=== Given records ===

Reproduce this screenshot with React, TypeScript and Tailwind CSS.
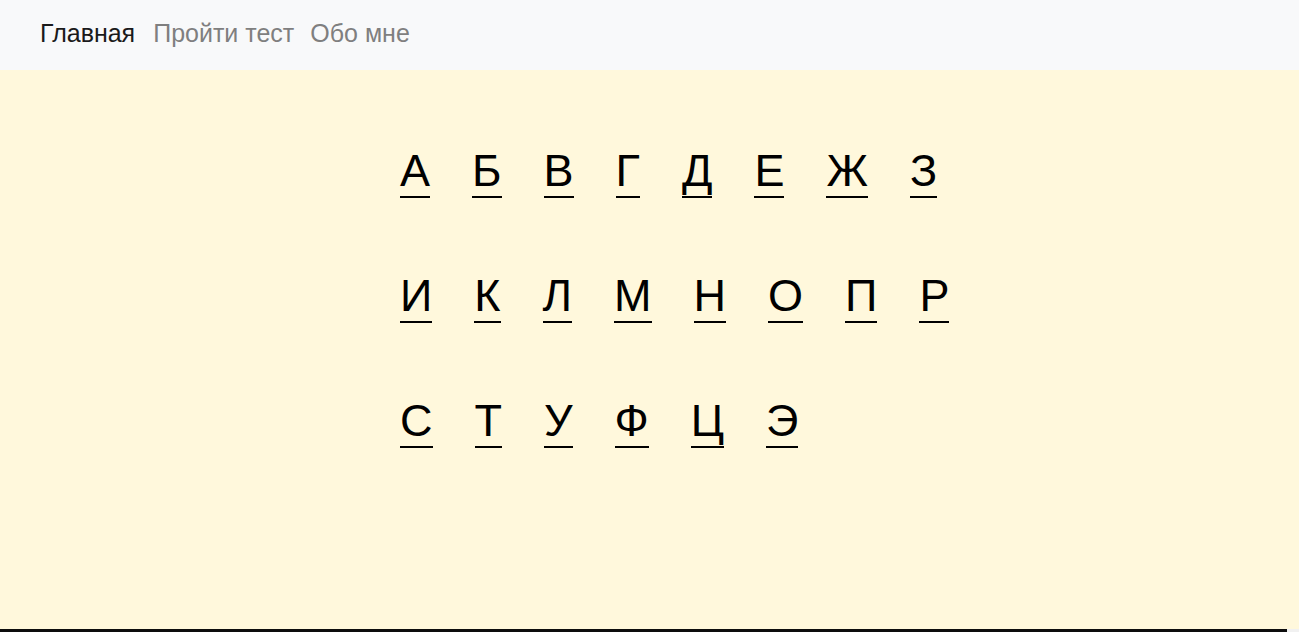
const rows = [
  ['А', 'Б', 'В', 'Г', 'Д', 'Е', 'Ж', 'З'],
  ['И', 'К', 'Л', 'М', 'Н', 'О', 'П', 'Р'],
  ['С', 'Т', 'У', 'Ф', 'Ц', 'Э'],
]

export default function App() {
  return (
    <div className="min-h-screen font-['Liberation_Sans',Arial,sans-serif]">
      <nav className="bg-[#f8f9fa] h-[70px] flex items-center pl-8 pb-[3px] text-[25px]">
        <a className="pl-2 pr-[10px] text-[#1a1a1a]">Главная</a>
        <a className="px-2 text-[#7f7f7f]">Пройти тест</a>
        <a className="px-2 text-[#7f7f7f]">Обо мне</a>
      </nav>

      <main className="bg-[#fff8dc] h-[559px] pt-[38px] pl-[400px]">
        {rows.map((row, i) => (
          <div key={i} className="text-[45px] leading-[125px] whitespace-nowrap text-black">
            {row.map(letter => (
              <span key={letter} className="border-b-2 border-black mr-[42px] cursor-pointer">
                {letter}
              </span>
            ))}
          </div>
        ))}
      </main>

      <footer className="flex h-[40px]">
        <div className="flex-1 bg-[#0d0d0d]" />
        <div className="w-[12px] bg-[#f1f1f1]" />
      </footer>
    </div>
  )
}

===
=== Given records ===

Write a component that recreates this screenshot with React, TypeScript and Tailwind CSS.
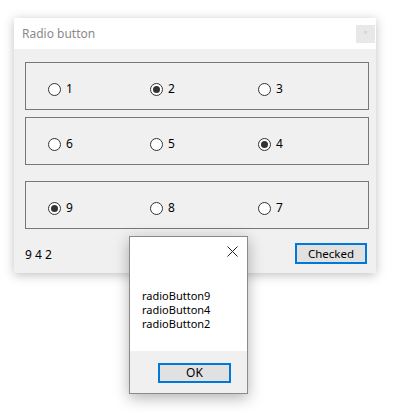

===

**Goal**
Across the records above, count the lines holding "this" and reply with that number alone.

**Solved problem**
2